Der russische Präsident Putin wird von Außenminister Lawrow vertreten und per Video zugeschaltet. (Archivaufnahme) (picture alliance / dpa / Tass / Artyom Geodakyan)

Das ist Konsens innerhalb der BRICS. Und Südafrikas Sonderbotschafter Anil Sooklal zufolge werden sich diese strukturellen Veränderungen auf wirtschaftlicher und politischer Ebene weltweit auswirken. "BRICS ist zu einer starken globalen Kraft geworden, die die Welt verändert", sagt er. "Dieser Wandel kommt nicht freiwillig.
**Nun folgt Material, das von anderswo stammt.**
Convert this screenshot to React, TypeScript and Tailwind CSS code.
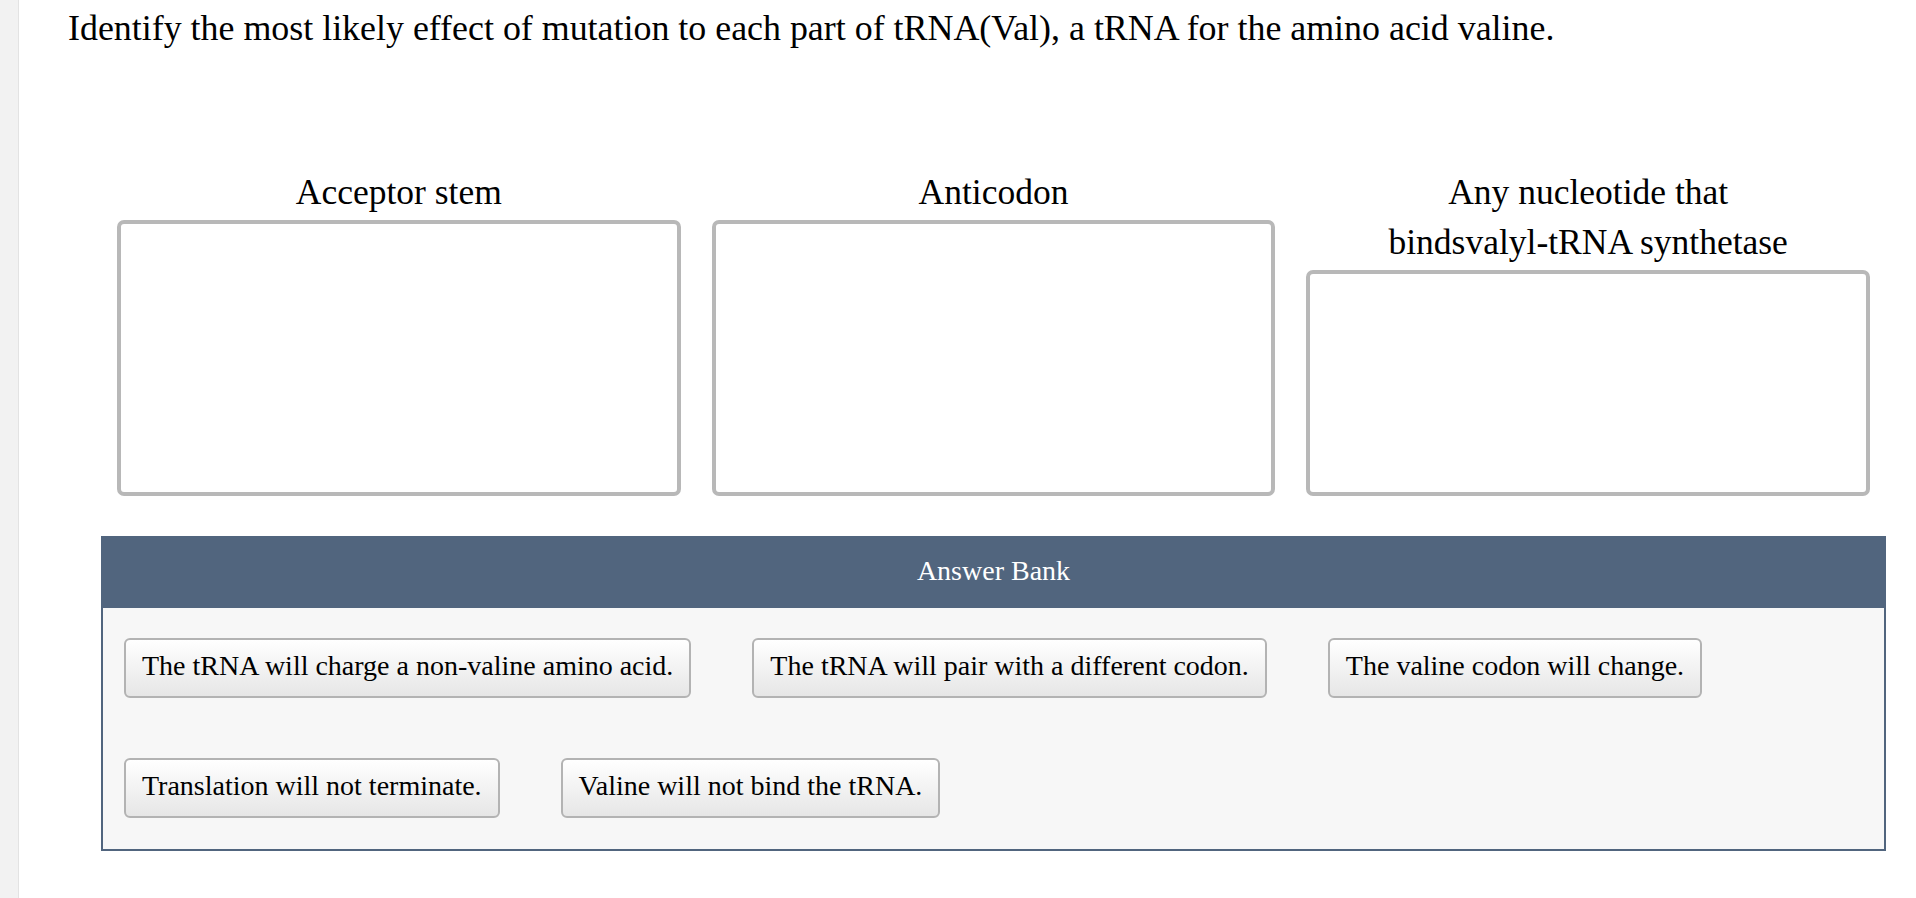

Wir werden eine tektonische Veränderung in der globalen geopolitischen Architektur sehen - und zwar beginnend mit dem diesjährigen Gipfel in Südafrika."

Wird Russlands Präsident Putin am Gipfel teilnehmen?

Schon Monate vor dem BRICS-Gipfel in Johannesburg hatte es Diskussionen darüber gegeben, ob Russlands Präsident Wladimir Putin persönlich nach Südafrika kommen würde. Für den Gastgeber war das eine heikle diplomatische Frage, weil die südafrikanische Justiz Putin nach einem vom Internationalen Strafgerichtshof (IStGH) erlassenen Haftbefehl bei der Einreise hätte festnehmen müssen. Anders als andere BRICS-Staaten hat Südafrika den Internationalen Gerichtshof in Den Haag anerkannt und wäre deshalb dazu verpflichtet.

Moskau bestätigte im Juli schließlich, dass der Kremlchef nicht anreisen werde. Stattdessen soll Außenminister Sergej Lawrow nach Johannesburg kommen. Putin wird nur virtuell am BRICS-Gipfel teilnehmen, aber an allen Diskussionen beteiligt, betonte die südafrikanische Außenministerin Naledi Pandor bei einer Pressekonferenz in Johannesburg. Nun wird Putin auf jeden Fall auf dem Gruppenfoto des Gipfels fehlen, aber die Bühne dennoch für seine Interessen zu nutzen versuchen.

Der Auftritt bei dem BRICS-Gipfel ist für die russische Führung so wichtig, weil sie nicht international isoliert dastehen will. Der russische Angriffskrieg in der Ukraine wird als Teil einer Konfrontation mit dem Westen und Kampf um eine neue Weltordnung dargestellt, um im globalen Süden um Unterstützung zu werben.